United States Supreme Court
139 S. Ct. 1686 (2019)
In Herrera v. Wyoming, the U.S. Supreme Court addressed whether Clayvin Herrera, a member of the Crow Tribe, retained hunting rights under an 1868 treaty with the United States. The treaty allowed the Crow Tribe to hunt on "unoccupied lands of the United States" as long as game was found there and peace existed with the settlers. Herrera was charged by Wyoming for hunting elk out of season in the Bighorn National Forest, a land area set aside as a national forest in 1897. Herrera argued that his actions were protected by the treaty, but Wyoming courts had previously determined that the treaty right expired when Wyoming achieved statehood and that the national forest lands were "occupied." The U.S. Supreme Court granted certiorari after the Wyoming Supreme Court denied review, and lower courts had ruled against Herrera, holding him precluded from asserting the treaty right due to previous litigation (Repsis case). The Court ultimately vacated the lower court's decision and remanded the case for further proceedings.
The main issues were whether the Crow Tribe's treaty-based hunting rights survived Wyoming's statehood and whether the Bighorn National Forest lands were "occupied" under the treaty's terms.
The U.S. Supreme Court held that the Crow Tribe's hunting rights under the 1868 Treaty did not expire upon Wyoming's statehood and that the Bighorn National Forest was not categorically "occupied" under the treaty.

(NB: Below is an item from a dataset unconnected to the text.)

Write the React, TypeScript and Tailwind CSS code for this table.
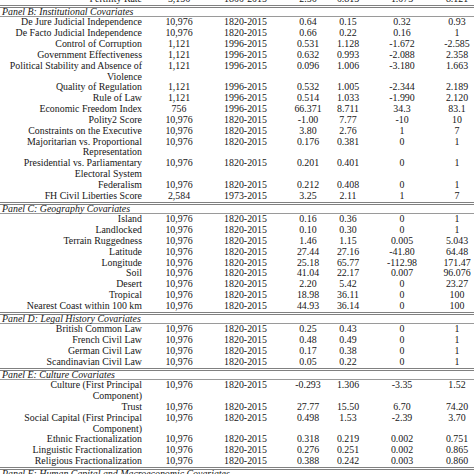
import React from "react"

type Row = { label: string[]; n: string; period: string; mean: string; sd: string; min: string; max: string }

const cols = "grid grid-cols-[147px_64px_69px_50px_46px_52px_58px]"

const r = (label: string | string[], n: string, period: string, mean: string, sd: string, min: string, max: string): Row => ({
  label: Array.isArray(label) ? label : [label],
  n,
  period,
  mean,
  sd,
  min,
  max,
})

const panels: { title: string; rows: Row[] }[] = [
  {
    title: "Panel B: Institutional Covariates",
    rows: [
      r("De Jure Judicial Independence", "10,976", "1820-2015", "0.64", "0.15", "0.32", "0.93"),
      r("De Facto Judicial Independence", "10,976", "1820-2015", "0.66", "0.22", "0.16", "1"),
      r("Control of Corruption", "1,121", "1996-2015", "0.531", "1.128", "-1.672", "-2.585"),
      r("Government Effectiveness", "1,121", "1996-2015", "0.632", "0.993", "-2.088", "2.358"),
      r(["Political Stability and Absence of", "Violence"], "1,121", "1996-2015", "0.096", "1.006", "-3.180", "1.663"),
      r("Quality of Regulation", "1,121", "1996-2015", "0.532", "1.005", "-2.344", "2.189"),
      r("Rule of Law", "1,121", "1996-2015", "0.514", "1.033", "-1.990", "2.120"),
      r("Economic Freedom Index", "756", "1996-2015", "66.371", "8.711", "34.3", "83.1"),
      r("Polity2 Score", "10,976", "1820-2015", "-1.00", "7.77", "-10", "10"),
      r("Constraints on the Executive", "10,976", "1820-2015", "3.80", "2.76", "1", "7"),
      r(["Majoritarian vs. Proportional", "Representation"], "10,976", "1820-2015", "0.176", "0.381", "0", "1"),
      r(["Presidential vs. Parliamentary", "Electoral System"], "10,976", "1820-2015", "0.201", "0.401", "0", "1"),
      r("Federalism", "10,976", "1820-2015", "0.212", "0.408", "0", "1"),
      r("FH Civil Liberties Score", "2,584", "1973-2015", "3.25", "2.11", "1", "7"),
    ],
  },
  {
    title: "Panel C: Geography Covariates",
    rows: [
      r("Island", "10,976", "1820-2015", "0.16", "0.36", "0", "1"),
      r("Landlocked", "10,976", "1820-2015", "0.10", "0.30", "0", "1"),
      r("Terrain Ruggedness", "10,976", "1820-2015", "1.46", "1.15", "0.005", "5.043"),
      r("Latitude", "10,976", "1820-2015", "27.44", "27.16", "-41.80", "64.48"),
      r("Longitude", "10,976", "1820-2015", "25.18", "65.77", "-112.98", "171.47"),
      r("Soil", "10,976", "1820-2015", "41.04", "22.17", "0.007", "96.076"),
      r("Desert", "10,976", "1820-2015", "2.20", "5.42", "0", "23.27"),
      r("Tropical", "10,976", "1820-2015", "18.98", "36.11", "0", "100"),
      r("Nearest Coast within 100 km", "10,976", "1820-2015", "44.93", "36.14", "0", "100"),
    ],
  },
  {
    title: "Panel D: Legal History Covariates",
    rows: [
      r("British Common Law", "10,976", "1820-2015", "0.25", "0.43", "0", "1"),
      r("French Civil Law", "10,976", "1820-2015", "0.48", "0.49", "0", "1"),
      r("German Civil Law", "10,976", "1820-2015", "0.17", "0.38", "0", "1"),
      r("Scandinavian Civil Law", "10,976", "1820-2015", "0.05", "0.22", "0", "1"),
    ],
  },
  {
    title: "Panel E: Culture Covariates",
    rows: [
      r(["Culture (First Principal", "Component)"], "10,976", "1820-2015", "-0.293", "1.306", "-3.35", "1.52"),
      r("Trust", "10,976", "1820-2015", "27.77", "15.50", "6.70", "74.20"),
      r(["Social Capital (First Principal", "Component)"], "10,976", "1820-2015", "0.498", "1.53", "-2.39", "3.70"),
      r("Ethnic Fractionalization", "10,976", "1820-2015", "0.318", "0.219", "0.002", "0.751"),
      r("Linguistic Fractionalization", "10,976", "1820-2015", "0.276", "0.251", "0.002", "0.865"),
      r("Religious Fractionalization", "10,976", "1820-2015", "0.388", "0.242", "0.003", "0.860"),
    ],
  },
]

function DataRow({ row }: { row: Row }) {
  return (
    <div className={`${cols} leading-[10.85px]`}>
      <div className="pr-[5px] text-right whitespace-nowrap">
        {row.label.map((l, i) => (
          <div key={i}>{l}</div>
        ))}
      </div>
      <div className="text-center">{row.n}</div>
      <div className="text-center">{row.period}</div>
      <div className="pl-[6px] text-center">{row.mean}</div>
      <div className="pr-[10px] text-center">{row.sd}</div>
      <div className="text-center">{row.min}</div>
      <div className="text-center whitespace-nowrap">{row.max}</div>
    </div>
  )
}

function PanelHeader({ title }: { title: string }) {
  return (
    <div className="h-[12.5px] border-t-[3px] border-double border-t-[#808080] border-b border-b-[#9a9a9a] pl-[2px] italic leading-[8.5px] whitespace-nowrap">
      {title}
    </div>
  )
}

export default function App() {
  return (
    <div className="h-[474px] w-[474px] overflow-hidden bg-white">
      <div
        className="-mt-[6px] w-[486px] text-[9.9px] text-[#161616]"
        style={{ fontFamily: '"Liberation Serif", "Times New Roman", serif' }}
      >
        <DataRow row={r("Fertility Rate", "3,156", "1800-2015", "2.56", "0.813", "1.073", "8.121")} />
        {panels.map((p) => (
          <div key={p.title}>
            <PanelHeader title={p.title} />
            {p.rows.map((row, i) => (
              <DataRow key={i} row={row} />
            ))}
          </div>
        ))}
        <PanelHeader title="Panel F: Human Capital and Macroeconomic Covariates" />
      </div>
    </div>
  )
}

The U.S. Supreme Court reasoned that the 1868 Treaty did not specify statehood as a condition for terminating the hunting rights and that Congress did not clearly express an intent to abrogate these rights in the Wyoming Statehood Act. The Court further explained that the earlier decision in Ward v. Race Horse, which suggested statehood could extinguish treaty rights, was effectively undermined by the decision in Minnesota v. Mille Lacs Band of Chippewa Indians. The Court clarified that statehood does not inherently abrogate treaty rights unless explicitly stated in the statehood act or the treaty itself. The Court also reasoned that the term "unoccupied lands" in the treaty would have been understood by the Crow Tribe as lands free from non-Indian settlement or residence. Since the Bighorn National Forest was reserved from settlement when it was created, it did not meet the treaty's definition of "occupied" land. As a result, the Crow Tribe's hunting rights remained valid under the treaty, subject to further factual determinations on whether specific areas within the forest were occupied.